The FBI couldn't really tell Apple how they cracked their phone, even if they wanted to. According to Reuters, the method that was used to crack the infamous Syed Farook iPhone is proprietary and owned by a group of professional hackers outside of the U.S., and certain rules may preclude the government agency from letting Apple in on the secret.

Apple has a strong interest in knowing exactly how the foreign hackers achieved their goal. Before Apple can patch up the security flaw to avoid future hacks of this kind, the company will need to know how the hack was accomplished.

Vulnerabilities for Sale

News travels quickly and when revelations came out that the FBI essentially traded with an outside professional hacking group to pry into Syed Farook's iPhone, popular dislike for government prying was renewed.

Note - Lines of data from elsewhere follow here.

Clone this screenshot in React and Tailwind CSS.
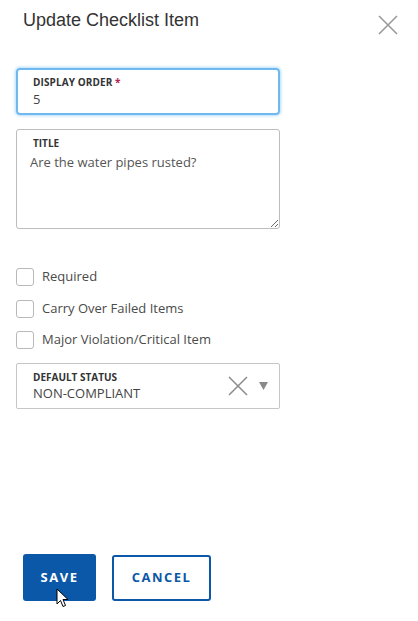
import React, { useState } from 'react';

const sans = { fontFamily: '"Open Sans", "Noto Sans", sans-serif' };

function Checkbox({ label }) {
  const [on, setOn] = useState(false);
  return (
    <label className="flex items-center h-[18px] cursor-pointer" onClick={() => setOn(v => !v)}>
      <span className="w-[18px] h-[18px] rounded-[3px] border border-[#b9b9b9] bg-white flex-none" />
      <span className="ml-[8px] text-[13px] text-[#4a4a4a]">{label}</span>
    </label>
  );
}

export default function App() {
  const [order, setOrder] = useState('5');
  const [title, setTitle] = useState('Are the water pipes rusted?');

  return (
    <div className="relative w-[418px] h-[621px] bg-white overflow-hidden" style={sans}>
      {/* Header */}
      <div className="flex justify-between items-start pl-[23px] pr-[20px] pt-[8px]">
        <h1 className="text-[18px] leading-[24px] text-[#333]" style={{ fontFamily: '"Liberation Sans", Arial, sans-serif' }}>
          Update Checklist Item
        </h1>
        <button className="mt-[7px] w-[20px] h-[20px] text-[#9a9a9a]">
          <svg width="20" height="20" viewBox="0 0 20 20" fill="none" stroke="currentColor" strokeWidth="1.6">
            <path d="M1 1 L19 19 M19 1 L1 19" />
          </svg>
        </button>
      </div>

      <div className="ml-[16px] w-[264px] mt-[33px] flex flex-col">
        {/* Display order */}
        <div className="h-[47px] rounded-[4px] border-2 border-[#6fb8f0] shadow-[0_0_3px_1px_#b5dcf9] px-[15px] pt-[5px]">
          <div className="text-[10px] leading-[14px] font-bold text-[#333] tracking-[0.1px]">
            DISPLAY ORDER <span className="text-[#b3264f]">*</span>
          </div>
          <input
            className="block w-full text-[13px] leading-[18px] text-[#444] outline-none mt-[1px]"
            value={order}
            onChange={e => setOrder(e.target.value)}
          />
        </div>

        {/* Title */}
        <div className="mt-[14px] h-[100px] rounded-[3px] border border-[#bdbdbd] flex flex-col overflow-hidden">
          <div className="px-[16px] pt-[6px] text-[10px] leading-[14px] font-bold text-[#333]">TITLE</div>
          <textarea
            className="flex-1 w-full pl-[13px] pt-[3px] text-[13px] leading-[18px] text-[#555] outline-none resize-y"
            value={title}
            onChange={e => setTitle(e.target.value)}
          />
        </div>

        {/* Checkboxes */}
        <div className="mt-[39px] flex flex-col gap-[13.5px]">
          <Checkbox label="Required" />
          <Checkbox label="Carry Over Failed Items" />
          <Checkbox label="Major Violation/Critical Item" />
        </div>

        {/* Default status */}
        <div className="mt-[14px] h-[46px] rounded-[2px] border border-[#c6c6c6] flex items-center pl-[16px] pr-[11px]">
          <div className="flex-1">
            <div className="text-[10px] leading-[14px] font-bold text-[#333]">DEFAULT STATUS</div>
            <div className="text-[13px] leading-[18px] text-[#444]">NON-COMPLIANT</div>
          </div>
          <svg width="20" height="20" viewBox="0 0 20 20" fill="none" stroke="#8a8a8a" strokeWidth="1.5">
            <path d="M1 1 L19 19 M19 1 L1 19" />
          </svg>
          <svg className="ml-[11px]" width="9" height="8" viewBox="0 0 9 8">
            <path d="M0 0 H9 L4.5 8 Z" fill="#8a8a8a" />
          </svg>
        </div>
      </div>

      {/* Buttons */}
      <div className="absolute left-[23px] top-[554px] flex items-center gap-[16px]">
        <button className="w-[73px] h-[47px] rounded-[3px] bg-[#0b57a8] text-white text-[13px] font-bold tracking-[1.5px]">
          SAVE
        </button>
        <button className="w-[99px] h-[46px] rounded-[3px] border-2 border-[#0b57a8] bg-white text-[#0b57a8] text-[13px] font-bold tracking-[1.5px]">
          CANCEL
        </button>
      </div>

      {/* mouse cursor */}
      <svg className="absolute left-[56px] top-[588px]" width="14" height="20" viewBox="0 0 14 20">
        <path d="M1 1 L1 16 L4.5 12.5 L7 18.5 L9.5 17.5 L7 11.5 L12 11.5 Z" fill="white" stroke="black" strokeWidth="1" strokeLinejoin="round" />
      </svg>
    </div>
  );
}
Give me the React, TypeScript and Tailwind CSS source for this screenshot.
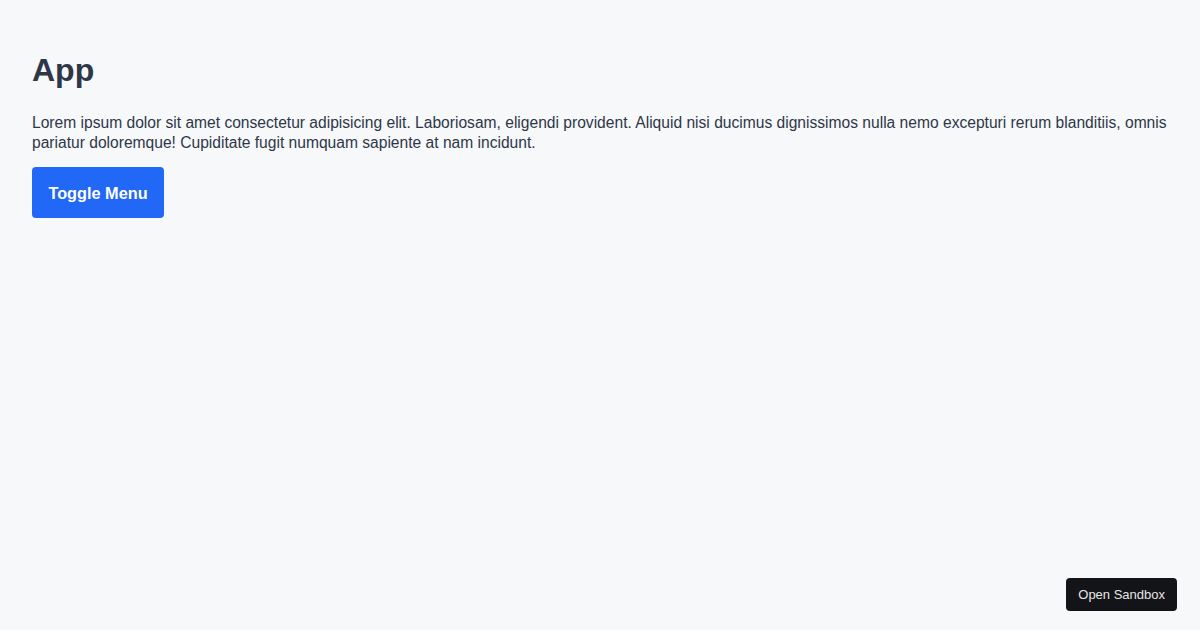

The FBI may have a broad idea of how the technique works, but the exact details apparently are the property of an outside group of professional hackers who make their bread by patrolling software weaknesses and selling them out there on the market -- sometimes, even to the US Government. As it is generally known, the tool allowed the feds to bypass the after-10-erase security feature set up by Apple.

Vulnerabilities Equities Process

What people may not know is that there is a process that might hinder the FBI from assisting Apple even if it wanted to. The Vulnerabilities Equities Process is a series of rules set up to review and analyze technical security flaws. More importantly, it contains the determinants in deciding whether or not such discovered weaknesses should be made public. An issue of first impression, however, is whether VEP should apply to flaws discovered by private companies.

Will Apple Sue?

The FBI's James Comey has expressed reticence towards the idea of cooperating with Apple. Perhaps the government agency is acting in kind after Apple dug in its heels even after being issued a court order to cooperate.

Apple announced last week that if the FBI refuses to reveal how the company's iPhone security features were bypassed, it will not sue the government for that information.